(Pages as source code)
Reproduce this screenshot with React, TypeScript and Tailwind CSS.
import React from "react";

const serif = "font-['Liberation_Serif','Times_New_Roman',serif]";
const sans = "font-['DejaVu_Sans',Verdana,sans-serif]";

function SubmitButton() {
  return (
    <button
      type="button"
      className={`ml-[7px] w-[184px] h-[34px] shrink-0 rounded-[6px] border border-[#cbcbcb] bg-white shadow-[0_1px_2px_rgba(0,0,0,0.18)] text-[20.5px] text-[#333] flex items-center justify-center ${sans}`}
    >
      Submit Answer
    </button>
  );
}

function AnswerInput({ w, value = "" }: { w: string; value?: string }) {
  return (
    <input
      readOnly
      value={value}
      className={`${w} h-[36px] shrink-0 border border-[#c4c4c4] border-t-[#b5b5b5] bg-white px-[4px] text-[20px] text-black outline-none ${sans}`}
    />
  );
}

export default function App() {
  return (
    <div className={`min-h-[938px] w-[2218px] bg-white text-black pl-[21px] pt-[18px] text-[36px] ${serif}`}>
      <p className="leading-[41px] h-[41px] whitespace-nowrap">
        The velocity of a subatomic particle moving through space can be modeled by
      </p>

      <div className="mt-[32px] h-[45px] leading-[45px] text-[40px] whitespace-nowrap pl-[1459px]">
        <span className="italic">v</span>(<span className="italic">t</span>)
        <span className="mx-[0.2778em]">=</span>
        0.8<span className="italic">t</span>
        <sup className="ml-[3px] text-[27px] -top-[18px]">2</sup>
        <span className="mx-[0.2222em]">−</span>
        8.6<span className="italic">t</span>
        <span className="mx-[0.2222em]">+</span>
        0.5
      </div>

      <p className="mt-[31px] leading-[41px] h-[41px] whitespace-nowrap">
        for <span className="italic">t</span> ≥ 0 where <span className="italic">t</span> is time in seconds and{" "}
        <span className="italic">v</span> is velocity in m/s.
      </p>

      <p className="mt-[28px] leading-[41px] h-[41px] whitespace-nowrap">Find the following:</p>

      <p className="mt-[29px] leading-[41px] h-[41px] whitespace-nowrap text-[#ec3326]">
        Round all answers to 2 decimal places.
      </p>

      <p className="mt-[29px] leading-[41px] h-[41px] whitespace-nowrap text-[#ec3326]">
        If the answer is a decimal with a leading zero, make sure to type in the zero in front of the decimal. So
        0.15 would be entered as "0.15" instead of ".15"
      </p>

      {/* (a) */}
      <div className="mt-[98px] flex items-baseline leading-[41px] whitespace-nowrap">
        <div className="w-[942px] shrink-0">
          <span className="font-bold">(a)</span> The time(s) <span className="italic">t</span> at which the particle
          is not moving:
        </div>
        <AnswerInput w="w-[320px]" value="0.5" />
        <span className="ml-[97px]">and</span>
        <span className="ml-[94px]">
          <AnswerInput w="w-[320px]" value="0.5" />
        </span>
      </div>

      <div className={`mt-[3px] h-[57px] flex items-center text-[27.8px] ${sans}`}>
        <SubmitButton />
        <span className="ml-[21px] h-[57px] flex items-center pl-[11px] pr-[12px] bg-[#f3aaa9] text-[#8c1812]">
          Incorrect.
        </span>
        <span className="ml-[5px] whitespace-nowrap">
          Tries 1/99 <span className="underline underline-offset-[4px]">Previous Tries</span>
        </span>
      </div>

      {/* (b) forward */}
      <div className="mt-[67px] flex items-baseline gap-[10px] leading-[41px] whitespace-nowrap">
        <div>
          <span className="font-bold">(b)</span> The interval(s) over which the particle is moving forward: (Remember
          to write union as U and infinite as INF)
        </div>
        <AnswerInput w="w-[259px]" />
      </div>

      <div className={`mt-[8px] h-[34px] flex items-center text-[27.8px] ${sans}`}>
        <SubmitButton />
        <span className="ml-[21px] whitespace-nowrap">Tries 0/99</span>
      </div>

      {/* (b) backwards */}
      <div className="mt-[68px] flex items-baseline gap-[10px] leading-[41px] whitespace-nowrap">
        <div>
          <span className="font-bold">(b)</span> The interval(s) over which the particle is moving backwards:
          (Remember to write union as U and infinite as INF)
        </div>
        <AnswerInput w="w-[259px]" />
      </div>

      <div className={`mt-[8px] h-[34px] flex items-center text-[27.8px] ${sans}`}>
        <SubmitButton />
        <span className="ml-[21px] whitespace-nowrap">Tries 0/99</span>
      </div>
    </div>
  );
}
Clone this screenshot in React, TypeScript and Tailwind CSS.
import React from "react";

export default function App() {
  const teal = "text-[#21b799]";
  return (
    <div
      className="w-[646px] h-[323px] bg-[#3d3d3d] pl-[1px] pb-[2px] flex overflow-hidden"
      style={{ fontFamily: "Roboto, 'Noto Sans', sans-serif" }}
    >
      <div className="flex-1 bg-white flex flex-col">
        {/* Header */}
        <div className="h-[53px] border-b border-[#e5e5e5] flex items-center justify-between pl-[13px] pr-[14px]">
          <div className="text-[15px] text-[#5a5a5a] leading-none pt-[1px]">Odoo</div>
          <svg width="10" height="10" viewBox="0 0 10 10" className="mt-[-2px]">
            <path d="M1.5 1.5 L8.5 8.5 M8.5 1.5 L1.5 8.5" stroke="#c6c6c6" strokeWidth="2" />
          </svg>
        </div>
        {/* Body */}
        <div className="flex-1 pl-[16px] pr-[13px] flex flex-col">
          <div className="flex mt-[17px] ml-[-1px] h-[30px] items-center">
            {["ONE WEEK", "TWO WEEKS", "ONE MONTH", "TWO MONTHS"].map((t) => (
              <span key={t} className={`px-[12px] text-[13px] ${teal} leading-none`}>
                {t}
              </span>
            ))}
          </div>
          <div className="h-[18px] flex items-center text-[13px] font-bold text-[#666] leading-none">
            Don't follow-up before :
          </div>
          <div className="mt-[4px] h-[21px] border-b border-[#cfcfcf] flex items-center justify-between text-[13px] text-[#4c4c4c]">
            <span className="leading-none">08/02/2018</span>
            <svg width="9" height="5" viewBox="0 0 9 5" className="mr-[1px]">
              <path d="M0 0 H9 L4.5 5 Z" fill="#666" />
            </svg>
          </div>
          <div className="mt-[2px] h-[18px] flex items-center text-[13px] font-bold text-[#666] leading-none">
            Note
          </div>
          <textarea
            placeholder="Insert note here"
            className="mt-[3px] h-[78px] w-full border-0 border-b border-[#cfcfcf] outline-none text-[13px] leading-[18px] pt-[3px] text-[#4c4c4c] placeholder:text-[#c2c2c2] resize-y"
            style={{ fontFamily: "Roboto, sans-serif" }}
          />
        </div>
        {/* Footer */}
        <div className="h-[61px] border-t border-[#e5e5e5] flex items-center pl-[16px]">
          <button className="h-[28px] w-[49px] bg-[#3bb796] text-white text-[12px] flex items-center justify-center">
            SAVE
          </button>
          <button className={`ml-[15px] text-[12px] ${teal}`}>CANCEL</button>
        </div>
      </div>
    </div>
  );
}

What the exercise asks :: Make a copy of each line that contains the string "TypeScript".

In response ::
Reproduce this screenshot with React, TypeScript and Tailwind CSS.
Clone this screenshot in React, TypeScript and Tailwind CSS.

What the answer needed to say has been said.